I fare much better with TCAs, namely, 50mg Desipramine because it doesn't cause jitteriness or anxiety and helps with my depression. I go into remission longer if you classify 2 years as long. The only problem with Desipramine is that I get dry mouth which I tolerate but the brutal constipation that doesn't let up even when I increase fibre a hundred fold is too much. It's so frustrating and VERY upsetting because I am usually very regular!
Two of my questions is: I was wondering if 25mg Desipramine can be therapeutic? A while back, I tried some Imipramine 10mg for 2 weeks, but that only sedated me more, hence more depression. I understand that at that low dose it is more a histamine and I don't need SLEEP, yet the sympathetic side effects were over a bit over the top. I could only do 2 weeks. Maybe I should try a different dose?
Here's a little background. I eat healthy and sleep well. Exercise, but need to caution myself because I weigh 100 pounds right now due to my SSRI venture. I veer towards hypersomnia because it's my way to escape my brain and life as needed. When very depressed, I start researching suicide methods and have lots of suicide ideation, but don't act on it. I think it's because I've tried to suicide six times in my lifetime. That changes your psyche.
I tend to overanalyze problem(s) or read/dwell/obsess on philosophical existentialism/societal issues that overwhelms me beyond belief (yes I know -- don't go there) and that gets me into trouble, but CBT/ACT/etc has helped me with that. I do mediation and yoga when I'm able and keep on top of it. The problem with OCD repetitive looping thoughts is that in major depression, it's useless for me to stop this and CBT doesn't work whatsoever.
Distracting is a fruitless at that point and dysphoria has taken over. Trying to perform CBT = blank mind and being frustrated and more depressed. I have had lots of CBT and talk therapy, but my depression keeps coming back.
I have tried over 20 ADs (SSRIs, SNRIs, MOA,) plus some anti-psychotic meds (because what else is left) and, of course, combo meds which were of no help. Too much time and distress trying out combos. Typically, I have the following things going on when it comes to side effects, namely, jitteriness, loss of appetite hence loss of weight (have to force feed), increased sleep, fatigue, zombieness, and apathy.

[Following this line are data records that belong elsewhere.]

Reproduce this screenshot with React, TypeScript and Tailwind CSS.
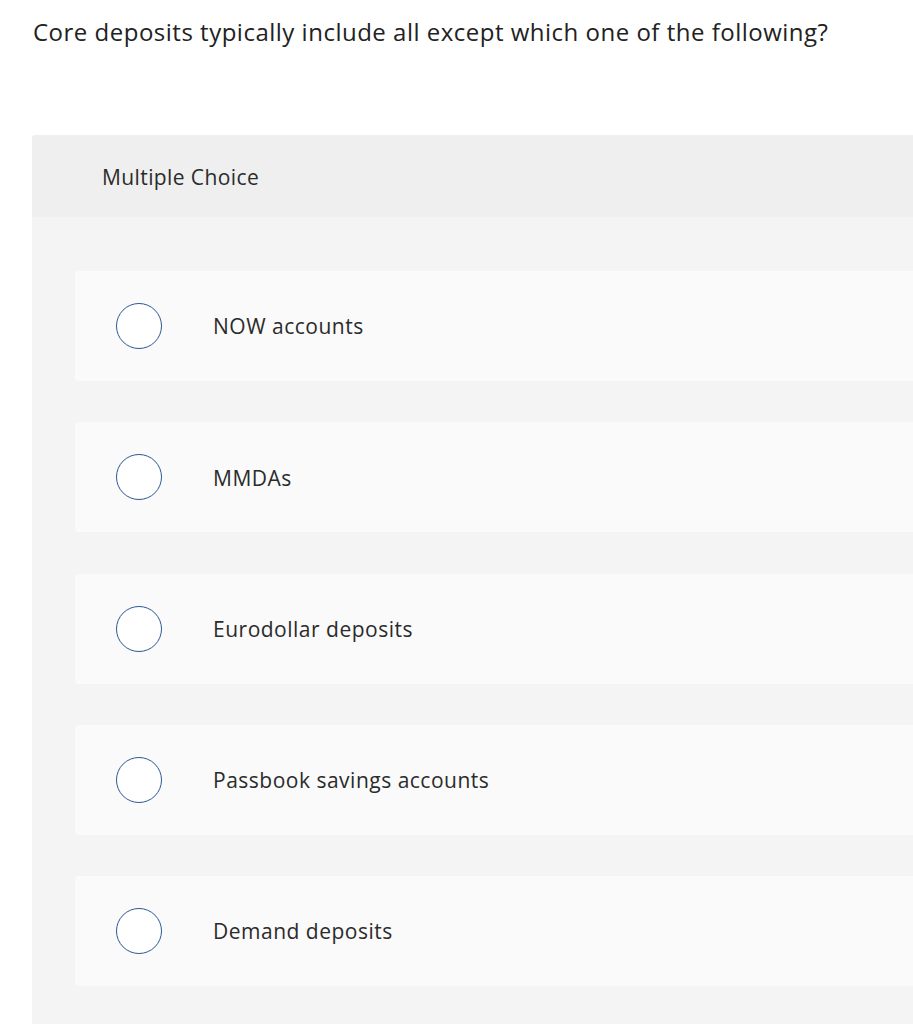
import React from "react";

const options = [
  "NOW accounts",
  "MMDAs",
  "Eurodollar deposits",
  "Passbook savings accounts",
  "Demand deposits",
];

export default function App() {
  return (
    <div
      className="w-[913px] h-[1024px] overflow-hidden bg-white text-[#333333]"
      style={{ fontFamily: "'Open Sans', Arial, sans-serif" }}
    >
      <div className="pl-[33px] pt-[15px] h-[135px]">
        <p className="text-[24px] leading-[34px] tracking-[0.5px] text-[#222222]">
          Core deposits typically include all except which one of the following?
        </p>
      </div>
      <div className="ml-[32px] w-[1000px] rounded-tl-[3px] overflow-hidden">
        <div className="h-[82px] bg-[#efefef] flex items-center pl-[70px] pt-[3px]">
          <span className="text-[21px] tracking-[0.4px] text-[#2b2b2b]">Multiple Choice</span>
        </div>
        <div className="bg-[#f4f4f4] pt-[54px] pb-[60px] pl-[43px] flex flex-col gap-[41.25px]">
          {options.map((o) => (
            <div
              key={o}
              className="h-[110px] bg-[#fafafa] rounded-[4px] flex items-center"
            >
              <div className="ml-[41px] w-[46px] h-[46px] rounded-full border-[1.5px] border-[#2c5895] bg-white shrink-0" />
              <span className="ml-[51px] pt-[2px] text-[21px] tracking-[0.5px] text-[#2b2b2b]">{o}</span>
            </div>
          ))}
        </div>
      </div>
    </div>
  );
}
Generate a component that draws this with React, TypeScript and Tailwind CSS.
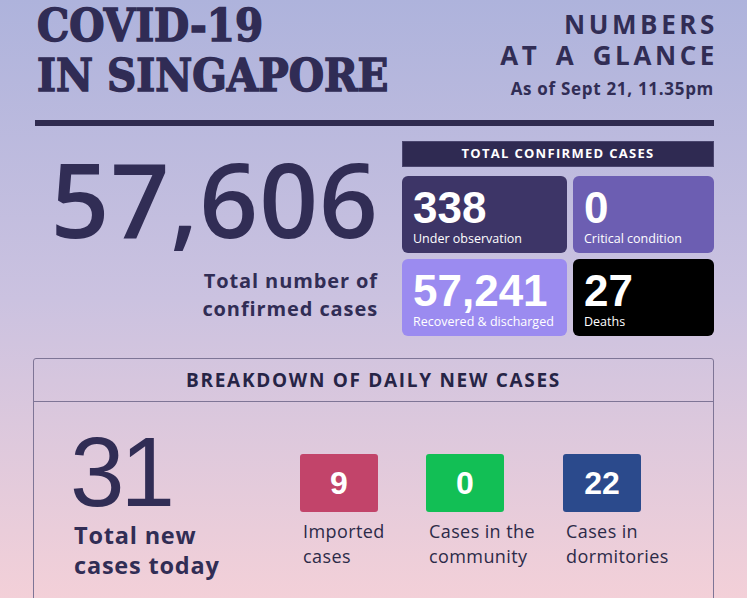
const sans = "font-['Open_Sans','Liberation_Sans',sans-serif]";
const arial = "font-['Liberation_Sans',Arial,sans-serif]";

type Stat = { value: string; label: string; bg: string };

const totals: Stat[] = [
  { value: "338", label: "Under observation", bg: "bg-[#3d3567]" },
  { value: "0", label: "Critical condition", bg: "bg-[#6c5eb2]" },
  { value: "57,241", label: "Recovered & discharged", bg: "bg-[#9b8bf0]" },
  { value: "27", label: "Deaths", bg: "bg-black" },
];

const daily = [
  { value: "9", lines: ["Imported", "cases"], bg: "bg-[#c2446a]", w: "w-[126px]" },
  { value: "0", lines: ["Cases in the", "community"], bg: "bg-[#12bf55]", w: "w-[137px]" },
  { value: "22", lines: ["Cases in", "dormitories"], bg: "bg-[#2b4a8c]", w: "w-[130px]" },
];

export default function App() {
  return (
    <div className="w-[747px] h-[598px] overflow-hidden bg-gradient-to-b from-[#aeb3dc] via-[#cbc2e0] to-[#f3d0d8] pl-[35px] pr-[33px] text-[#312d55]">
      {/* header */}
      <div className="flex justify-between items-start">
        <h1 className="font-['DejaVu_Serif_Condensed','DejaVu_Serif',serif] font-bold text-[45px] leading-[50px] pt-[1px] pl-[2px] text-[#302c55] [-webkit-text-stroke:1.4px_#302c55]">
          COVID-19
          <br />
          IN SINGAPORE
        </h1>
        <div className={`${sans} text-right font-bold pt-[9px]`}>
          <p className="text-[26px] leading-[31px] tracking-[3.6px] [word-spacing:5px] -mr-[4px]">NUMBERS</p>
          <p className="text-[26px] leading-[31px] tracking-[3.6px] [word-spacing:5px] -mr-[4px]">AT A GLANCE</p>
          <p className="text-[17px] leading-[20px] tracking-[0.7px] mt-[8px]">As of Sept 21, 11.35pm</p>
        </div>
      </div>

      <div className="h-[6px] bg-[#2f2b50] mt-[19px]" />

      {/* totals */}
      <div className="flex mt-[15px]">
        <div className="w-[343px] text-right">
          <p className={`${sans} font-semibold text-[103px] leading-none tracking-[1px] -mr-[1px] mt-[6px]`}>
            57,606
          </p>
          <p className={`${sans} font-bold text-[20px] leading-[28px] tracking-[0.9px] mt-[17px]`}>
            Total number of
            <br />
            confirmed cases
          </p>
        </div>
        <div className="w-[312px] ml-auto">
          <div
            className={`${sans} h-[26px] bg-[#2f2a52] border border-[#4a456e] text-white text-[13px] font-bold tracking-[1.3px] flex items-center justify-center`}
          >
            TOTAL CONFIRMED CASES
          </div>
          <div className="grid grid-cols-[165px_141px] gap-[6px] mt-[9px]">
            {totals.map((s) => (
              <div key={s.label} className={`${s.bg} h-[77px] rounded-[6px] px-[11px] pt-[12px] text-white`}>
                <p className={`${arial} font-bold text-[44px] leading-[40px]`}>{s.value}</p>
                <p className={`${sans} text-[12.5px] leading-[16px] whitespace-nowrap mt-[3px]`}>{s.label}</p>
              </div>
            ))}
          </div>
        </div>
      </div>

      {/* daily breakdown */}
      <div className="-ml-[2px] mt-[22px] border border-[#7e7596] rounded-[3px] h-[260px]">
        <div className="h-[43px] border-b border-[#7e7596] flex items-center justify-center">
          <p className={`${sans} font-bold text-[19px] tracking-[1.7px] text-[#262446]`}>
            BREAKDOWN OF DAILY NEW CASES
          </p>
        </div>
        <div className="flex pl-[40px] pt-[25px]">
          <div className="w-[226px]">
            <p className={`${arial} text-[98px] leading-[90px] tracking-[-4px] -ml-[4px]`}>31</p>
            <p className={`${sans} font-bold text-[23.5px] leading-[30px] tracking-[0.8px] mt-[3px]`}>
              Total new
              <br />
              cases today
            </p>
          </div>
          <div className="flex pt-[27px]">
            {daily.map((d) => (
              <div key={d.value + d.lines[0]} className={d.w}>
                <div
                  className={`${d.bg} w-[78px] h-[58px] rounded-[3px] flex items-center justify-center text-white ${arial} font-bold text-[32px]`}
                >
                  {d.value}
                </div>
                <p className={`${sans} text-[18px] leading-[25px] tracking-[0.4px] pl-[3px] mt-[7px] text-[#2c2a48]`}>
                  {d.lines[0]}
                  <br />
                  {d.lines[1]}
                </p>
              </div>
            ))}
          </div>
        </div>
      </div>
    </div>
  );
}
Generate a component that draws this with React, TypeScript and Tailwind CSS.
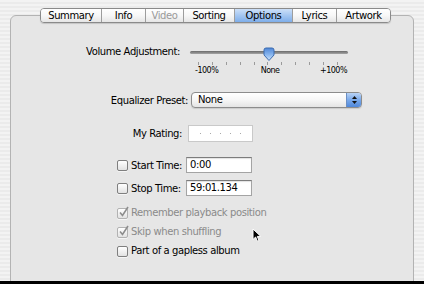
import React from 'react';

const tabs = [
  { label: 'Summary', width: 'w-[60px]' },
  { label: 'Info', width: 'w-[44px]' },
  { label: 'Video', width: 'w-[38px]', disabled: true },
  { label: 'Sorting', width: 'w-[51px]' },
  { label: 'Options', width: 'w-[58px]', selected: true },
  { label: 'Lyrics', width: 'w-[44px]' },
  { label: 'Artwork', width: 'w-[54px]' },
];

function Checkbox({ checked, disabled }: { checked?: boolean; disabled?: boolean }) {
  return (
    <div
      className={`relative w-[11px] h-[11px] shrink-0 rounded-[2px] border bg-linear-to-b from-white to-[#e2e2e2] shadow-[0_1px_0_rgba(255,255,255,0.6)] ${
        disabled ? 'border-[#b2b2b2]' : 'border-[#7f7f7f]'
      }`}
    >
      {checked && (
        <svg className="absolute left-[0px] top-[-3px]" width="12" height="12" viewBox="0 0 12 12">
          <path d="M2 6.5 L4.5 9.5 L10 1" fill="none" stroke={disabled ? '#8d8d8d' : '#222'} strokeWidth="1.6" />
        </svg>
      )}
    </div>
  );
}

function VolumeSlider() {
  const ticks = Array.from({ length: 11 });
  return (
    <div className="relative w-[158px] pt-[6px]">
      <div className="h-[3px] rounded-full bg-linear-to-b from-[#6a6a6a] to-[#a5a5a5]" />
      {/* thumb sits over the track */}
      <svg className="absolute left-[73px] top-[2px]" width="12" height="15" viewBox="0 0 12 15">
        <defs>
          <linearGradient id="thumb" x1="0" y1="0" x2="0" y2="1">
            <stop offset="0" stopColor="#4f86d6" />
            <stop offset="0.55" stopColor="#8ab7ef" />
            <stop offset="1" stopColor="#cfe4fb" />
          </linearGradient>
        </defs>
        <path d="M1 3 Q1 1 3 1 H9 Q11 1 11 3 V8 L6 13.5 L1 8 Z" fill="url(#thumb)" stroke="#3d6cb0" strokeWidth="1" />
      </svg>
      <div className="mt-[8px] flex justify-between pl-[8px] pr-[10px]">
        {ticks.map((_, i) => (
          <div key={i} className="w-px h-[3px] bg-[#9b9b9b]" />
        ))}
      </div>
      <div className="mt-[1px] flex justify-between pl-[5px] pr-[1px] text-[8px] leading-[10px] tracking-[-0.5px]">
        <span>-100%</span>
        <span className="pl-[2px]">None</span>
        <span>+100%</span>
      </div>
    </div>
  );
}

function TextField({ value }: { value: string }) {
  return (
    <div className="w-[66px] h-[16px] border border-[#a4a4a4] border-t-[#7c7c7c] bg-white pl-[3px] leading-[14px] shadow-[inset_0_1px_1px_rgba(0,0,0,0.12)]">
      {value}
    </div>
  );
}

export default function App() {
  return (
    <div className="relative w-[424px] h-[284px] overflow-hidden border-b-[3px] border-black bg-[repeating-linear-gradient(180deg,#f3f3f3_0px,#f3f3f3_2px,#ebebeb_2px,#ebebeb_4px)] font-['Lucida_Grande','DejaVu_Sans',sans-serif] text-[10px] tracking-[-0.4px] text-black">
      {/* Tab bar overlapping the panel border */}
      <div className="relative z-10 flex pl-[40px] pt-[8px]">
        <div className="flex h-[15px] overflow-hidden rounded-[4px] border border-[#8a8a8a] shadow-[0_1px_1px_rgba(0,0,0,0.15)]">
          {tabs.map((tab, i) => (
            <div
              key={tab.label}
              className={`${tab.width} flex items-center justify-center leading-none ${
                i > 0 ? 'border-l border-[#9d9d9d]' : ''
              } ${
                tab.selected
                  ? 'bg-linear-to-b from-[#cde0f8] via-[#a4c6f1] to-[#7eaeea]'
                  : 'bg-linear-to-b from-white via-[#f7f7f7] to-[#e6e6e6]'
              } ${tab.disabled ? 'text-[#9a9a9a]' : ''}`}
            >
              {tab.label}
            </div>
          ))}
        </div>
      </div>

      {/* Panel */}
      <div className="mx-[10px] -mt-[8px] h-[280px] rounded-t-[6px] border border-[#b3b3b3] bg-[#e6e6e6] pt-[29px]">
        {/* Volume */}
        <div className="flex items-start">
          <div className="w-[169px] text-right leading-[13px]">Volume Adjustment:</div>
          <div className="ml-[10px]">
            <VolumeSlider />
          </div>
        </div>

        {/* Equalizer */}
        <div className="mt-[16px] flex items-center">
          <div className="w-[177px] text-right">Equalizer Preset:</div>
          <div className="ml-[3px] flex h-[16px] w-[171px] overflow-hidden rounded-[4px] border border-[#8c8c8c] bg-linear-to-b from-white via-[#f6f6f6] to-[#e4e4e4] shadow-[0_1px_1px_rgba(0,0,0,0.12)]">
            <div className="flex-1 pl-[6px] leading-[14px]">None</div>
            <div className="flex w-[15px] flex-col items-center justify-center gap-[2px] border-l border-[#6b8fc4] bg-linear-to-b from-[#b9d3f5] via-[#7aa9ea] to-[#4f88db]">
              <svg width="5" height="3" viewBox="0 0 5 3"><path d="M0 3 L2.5 0 L5 3 Z" fill="#111" /></svg>
              <svg width="5" height="3" viewBox="0 0 5 3"><path d="M0 0 L5 0 L2.5 3 Z" fill="#111" /></svg>
            </div>
          </div>
        </div>

        {/* Rating */}
        <div className="mt-[17px] flex items-center">
          <div className="w-[171px] text-right">My Rating:</div>
          <div className="ml-[6px] flex h-[17px] w-[65px] items-center gap-[9px] border border-[#c9c9c9] bg-white pl-[11px]">
            {[0, 1, 2, 3, 4].map((i) => (
              <div key={i} className="w-px h-px bg-[#a9a9a9]" />
            ))}
          </div>
        </div>

        {/* Start / Stop time */}
        <div className="mt-[15px] flex items-center">
          <div className="ml-[106px] flex w-[69px] items-center gap-[3px]">
            <Checkbox />
            <span>Start Time:</span>
          </div>
          <TextField value="0:00" />
        </div>
        <div className="mt-[7px] flex items-center">
          <div className="ml-[106px] flex w-[69px] items-center gap-[3px]">
            <Checkbox />
            <span>Stop Time:</span>
          </div>
          <TextField value="59:01.134" />
        </div>

        {/* Options */}
        <div className="mt-[11px] ml-[106px] flex flex-col gap-[7px] leading-[12px]">
          <div className="flex items-center gap-[3px] text-[#8a8a8a]">
            <Checkbox checked disabled />
            <span>Remember playback position</span>
          </div>
          <div className="flex items-center gap-[3px] text-[#8a8a8a]">
            <Checkbox checked disabled />
            <span>Skip when shuffling</span>
          </div>
          <div className="flex items-center gap-[3px]">
            <Checkbox />
            <span>Part of a gapless album</span>
          </div>
        </div>
      </div>

      {/* Mouse pointer */}
      <svg className="absolute left-[252px] top-[228px]" width="10" height="15" viewBox="0 0 10 15">
        <path d="M1 1 L1 11.5 L3.6 9 L5.4 13.2 L7 12.5 L5.3 8.4 L8.8 8.4 Z" fill="#000" stroke="#fff" strokeWidth="1" strokeLinejoin="round" />
      </svg>
    </div>
  );
}
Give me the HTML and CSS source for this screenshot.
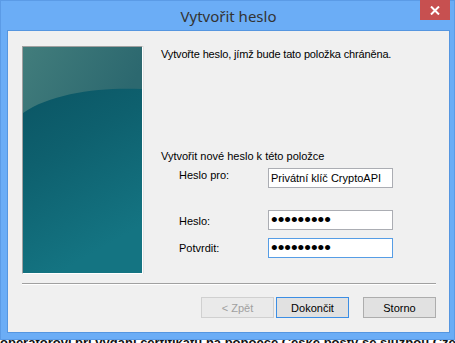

I can only handle low doses of ADs because I'm so sensitive to meds and in the past my pdoc kept trying to increase my AD because he said I have to get to the therapeutic level. Then I am get intolerable side effects. Last pdoc said I had treatment resistant depression and he was going to send me to a med specialist. We talked about ECT - I didn't go there. That was 2 years ago. I don't have a pdoc now nor do I want one. I use my GP to get the meds I want after I do extensive research. I was going to find a psychologist since it's such a happening trend right now.
I'm taking Vit D3, B6/12 and L'Theanine. I can't take magnesium sups on an ongoing basis unless it's in food. I ultimately end up having a paradoxical effect to it. My bloodwork is all normal eight months ago, except Vit D 25Hydroxy which was at 42 and in the mid end of insufficient range. I do make it a point to get out in the sun at noon for about 10-15 minutes plus Vit D3 sups. I was considering doing my thyroid T3 and T4 again.
One final question for anyone daring to venture. I have a rare blood type. It's AB Rh-. I was wondering if the Rhesus negative protein in my blood causes my intolerance to ADs. Eight-five percentage of the world is Rh+. Thought that might be my problem with ADs.
Any help on any points would be very appreciated.